THE REQUEST
What lines of the data hold the string "this"? Pull each one out.

++++ DATA ++++

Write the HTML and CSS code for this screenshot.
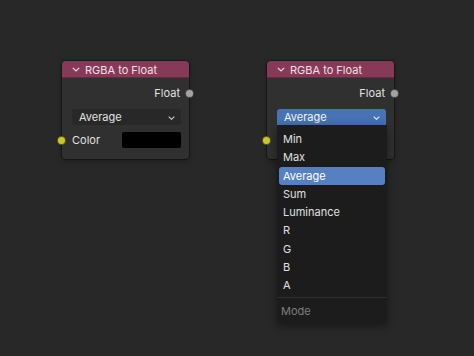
FILE: index.html
```html
<!DOCTYPE html>
<html>
<head>
<meta charset="utf-8">
<link rel="stylesheet" href="styles.css">
</head>
<body>
<div class="canvas">
  <div class="node">
    <div class="header">
      <svg class="chev" width="8" height="5" viewBox="0 0 8 5"><path d="M0.8 0.8 L4 4 L7.2 0.8" fill="none" stroke="#e6d8de" stroke-width="1.2"/></svg>
      <span>RGBA to Float</span>
    </div>
    <div class="body">
      <div class="row out">
        <span>Float</span>
        <i class="sock gray right"></i>
      </div>
      <div class="select">
        <span>Average</span>
        <svg class="dchev" width="7" height="4" viewBox="0 0 7 4"><path d="M0.7 0.7 L3.5 3.3 L6.3 0.7" fill="none" stroke="#cfcfcf" stroke-width="1.1"/></svg>
      </div>
      <div class="row in">
        <i class="sock yellow left"></i>
        <span class="lbl">Color</span>
        <div class="swatch"></div>
      </div>
    </div>
  </div>

  <div class="node">
    <div class="header">
      <svg class="chev" width="8" height="5" viewBox="0 0 8 5"><path d="M0.8 0.8 L4 4 L7.2 0.8" fill="none" stroke="#e6d8de" stroke-width="1.2"/></svg>
      <span>RGBA to Float</span>
    </div>
    <div class="body">
      <div class="row out">
        <span>Float</span>
        <i class="sock gray right"></i>
      </div>
      <div class="select open">
        <span>Average</span>
        <svg class="dchev" width="7" height="4" viewBox="0 0 7 4"><path d="M0.7 0.7 L3.5 3.3 L6.3 0.7" fill="none" stroke="#e8eefa" stroke-width="1.1"/></svg>
        <div class="menu">
          <div class="item">Min</div>
          <div class="item">Max</div>
          <div class="item active">Average</div>
          <div class="item">Sum</div>
          <div class="item">Luminance</div>
          <div class="item">R</div>
          <div class="item">G</div>
          <div class="item">B</div>
          <div class="item">A</div>
          <div class="sep"></div>
          <div class="item title">Mode</div>
        </div>
      </div>
      <div class="row in covered">
        <i class="sock yellow left"></i>
        <span class="lbl">Color</span>
        <div class="swatch"></div>
      </div>
    </div>
  </div>
</div>
</body>
</html>
```
FILE: styles.css
```css
html, body {
  margin: 0;
  padding: 0;
  background: #282828;
  width: 474px;
  height: 356px;
  overflow: hidden;
}
body {
  font-family: Inter, "DejaVu Sans", sans-serif;
  font-size: 11px;
  color: #e2e2e2;
}
.canvas {
  display: flex;
  gap: 78px;
  padding: 61px 0 0 62px;
}
.node {
  width: 127px;
  height: 98px;
  background: #303030;
  border-radius: 4px;
  box-shadow: 0 0 0 1px rgba(0,0,0,0.35), 0 2px 6px rgba(0,0,0,0.3);
  position: relative;
}
.header {
  height: 17px;
  background: #873a57;
  border-radius: 4px 4px 0 0;
  display: flex;
  align-items: center;
  padding-left: 10px;
  color: #ece2e6;
  box-shadow: inset 0 -1px 0 rgba(0,0,0,0.25);
}
.chev {
  margin-right: 5px;
}
.body {
  padding: 7px 8px 0 10px;
  display: flex;
  flex-direction: column;
}
.row {
  height: 16px;
  display: flex;
  align-items: center;
  position: relative;
}
.row.out {
  justify-content: flex-end;
  padding-right: 1px;
}
.sock {
  position: absolute;
  width: 7px;
  height: 7px;
  border-radius: 50%;
  top: 4px;
  border: 1px solid rgba(0,0,0,0.55);
}
.sock.gray {
  background: #a3a3a3;
  right: -13px;
}
.sock.yellow {
  background: #c8c82a;
  left: -15px;
}
.select {
  margin-top: 8px;
  height: 16px;
  background: #282828;
  border-radius: 3px;
  display: flex;
  align-items: center;
  justify-content: space-between;
  padding: 0 6px 0 7px;
  position: relative;
}
.select.open {
  background: #4772b3;
  color: #f2f4f8;
  border-radius: 3px 3px 0 0;
}
.dchev {
  margin-top: 1px;
}
.row.in {
  margin-top: 7px;
}
.lbl {
  flex: 1;
}
.covered .lbl,
.covered .swatch {
  visibility: hidden;
}
.swatch {
  width: 59px;
  height: 16px;
  background: #000;
  border-radius: 2px;
}
.menu {
  position: absolute;
  left: 0;
  top: 16px;
  width: 110px;
  background: #1c1c1c;
  border-radius: 0 0 4px 4px;
  padding: 5px 2px 2px;
  box-sizing: border-box;
  box-shadow: 0 3px 8px rgba(0,0,0,0.45);
  z-index: 5;
  color: #e0e0e0;
}
.item {
  height: 18.25px;
  line-height: 18.25px;
  padding-left: 4px;
  border-radius: 3px;
}
.item.active {
  background: #5680c2;
  color: #fff;
}
.sep {
  height: 1px;
  background: #2e2e2e;
  margin: 3px -2px 4px;
}
.item.title {
  color: #7e7e7e;
  padding-left: 2px;
}
```
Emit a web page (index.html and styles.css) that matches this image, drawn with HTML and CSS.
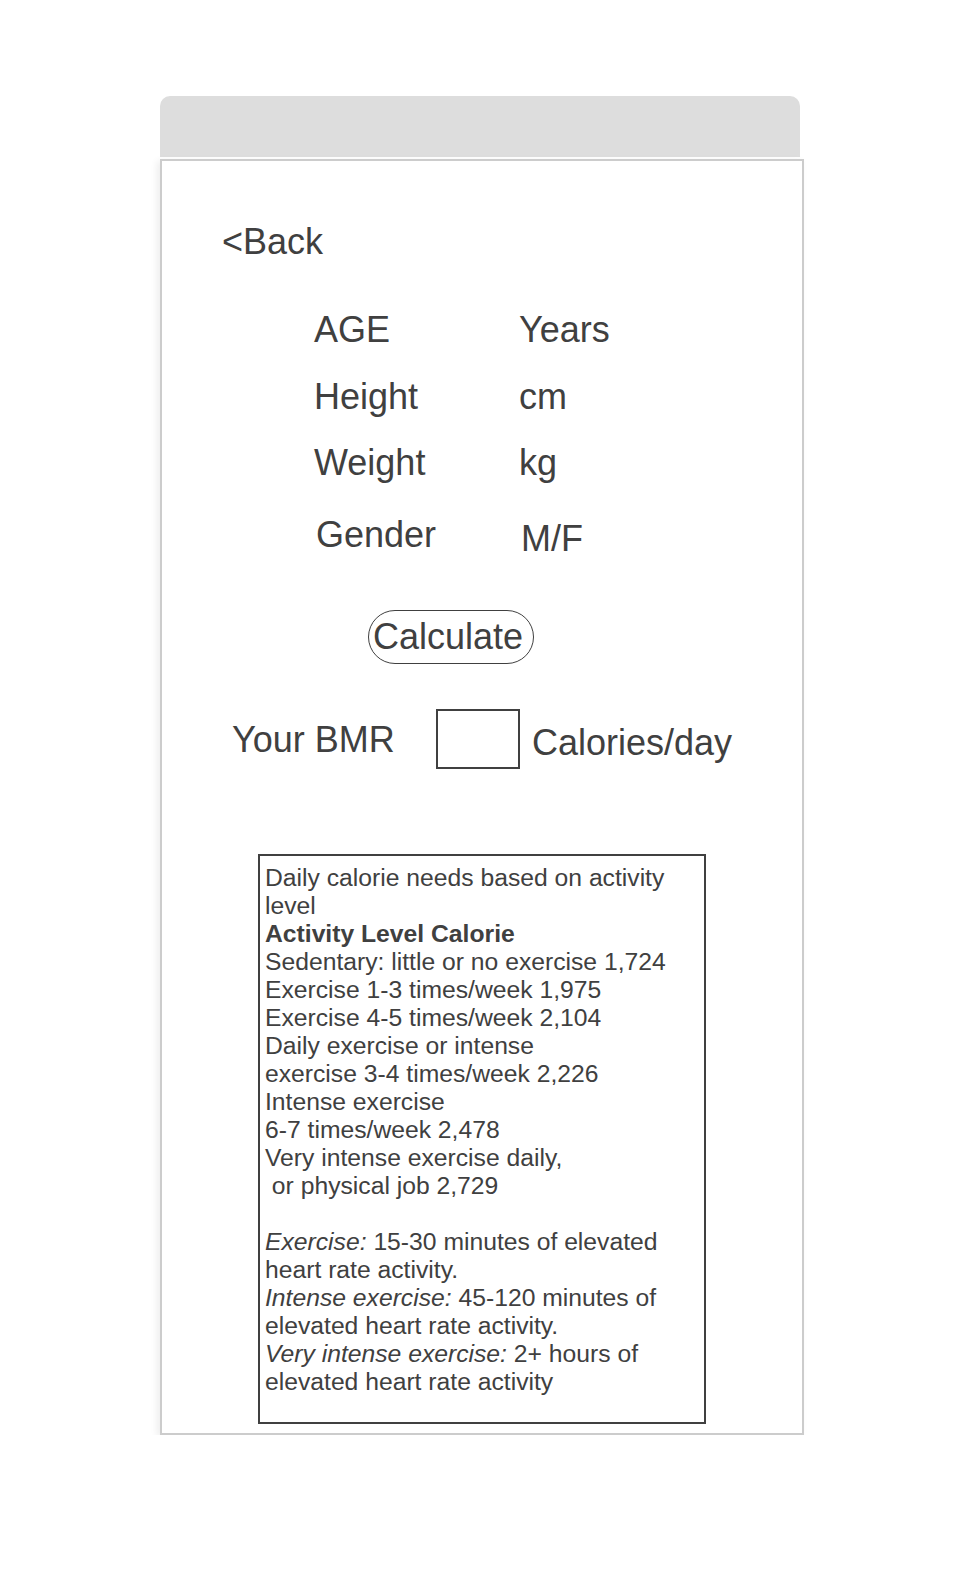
FILE: index.html
```html
<!DOCTYPE html>
<html lang="en">
<head>
<meta charset="utf-8">
<title>BMR Calculator</title>
<link rel="stylesheet" href="styles.css">
</head>
<body>
<div class="frame">
  <div class="titlebar"></div>
  <div class="card">
    <div class="back">&lt;Back</div>
    <div class="row row-age"><span class="label">AGE</span><span class="value">Years</span></div>
    <div class="row row-height"><span class="label">Height</span><span class="value">cm</span></div>
    <div class="row row-weight"><span class="label">Weight</span><span class="value">kg</span></div>
    <div class="row row-gender"><span class="label label-gender">Gender</span><span class="value value-gender">M/F</span></div>
    <div class="calc">Calculate</div>
    <div class="bmr">
      <span class="bmr-label">Your BMR</span>
      <span class="bmr-box"></span>
      <span class="bmr-unit">Calories/day</span>
    </div>
    <div class="info">
      <div class="info-table">
        Daily calorie needs based on activity level<br>
        <b>Activity Level Calorie</b><br>
        Sedentary: little or no exercise 1,724<br>
        Exercise 1-3 times/week 1,975<br>
        Exercise 4-5 times/week 2,104<br>
        Daily exercise or intense<br>
        exercise 3-4 times/week 2,226<br>
        Intense exercise<br>
        6-7 times/week 2,478<br>
        Very intense exercise daily,<br>
        &nbsp;or physical job 2,729
      </div>
      <div class="info-notes">
        <i>Exercise:</i> 15-30 minutes of elevated heart rate activity.<br>
        <i>Intense exercise:</i> 45-120 minutes of elevated heart rate activity.<br>
        <i>Very intense exercise:</i> 2+ hours of elevated heart rate activity
      </div>
    </div>
  </div>
</div>
</body>
</html>
```

FILE: styles.css
```css
* {
  box-sizing: border-box;
}

body {
  margin: 0;
  background: #ffffff;
  font-family: "Liberation Sans", Arial, sans-serif;
  color: #404040;
}

.frame {
  margin: 96px 0 0 160px;
  width: 644px;
}

.titlebar {
  width: 640px;
  height: 61px;
  background: #dddddd;
  border-radius: 10px 10px 0 0;
}

.card {
  margin-top: 2px;
  width: 644px;
  height: 1276px;
  border: 2px solid #cccccc;
  box-shadow: -3px 2px 7px rgba(0, 0, 0, 0.07);
  padding-top: 61px;
}

.back,
.row,
.calc,
.bmr {
  font-size: 36px;
  line-height: 40px;
}

.back {
  margin-left: 60px;
}

.row {
  display: flex;
  margin-left: 152px;
}

.label {
  width: 205px;
}

.row-age {
  margin-top: 48px;
}

.row-height {
  margin-top: 27px;
}

.row-weight {
  margin-top: 26px;
}

.row-gender {
  margin-top: 32px;
  align-items: flex-start;
}

.label-gender {
  padding-left: 2px;
}

.value-gender {
  padding-top: 4px;
  padding-left: 2px;
}

.calc {
  margin: 51px 0 0 206px;
  width: 166px;
  height: 54px;
  border: 1.5px solid #404040;
  border-radius: 27px;
  line-height: 52px;
  padding-left: 4px;
  white-space: nowrap;
}

.bmr {
  display: flex;
  align-items: flex-start;
  margin: 45px 0 0 70px;
}

.bmr-label {
  margin-top: 11px;
  width: 204px;
}

.bmr-box {
  width: 84px;
  height: 60px;
  border: 2px solid #404040;
}

.bmr-unit {
  margin: 14px 0 0 12px;
}

.info {
  margin: 85px 0 0 96px;
  width: 448px;
  height: 570px;
  border: 2px solid #404040;
  padding: 8px 4px 0 5px;
  font-size: 24.7px;
  line-height: 28px;
}

.info-notes {
  margin-top: 28px;
}
```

++++

WORKED SOLUTION
Write the HTML and CSS code for this screenshot.
Emit a web page (index.html and styles.css) that matches this image, drawn with HTML and CSS.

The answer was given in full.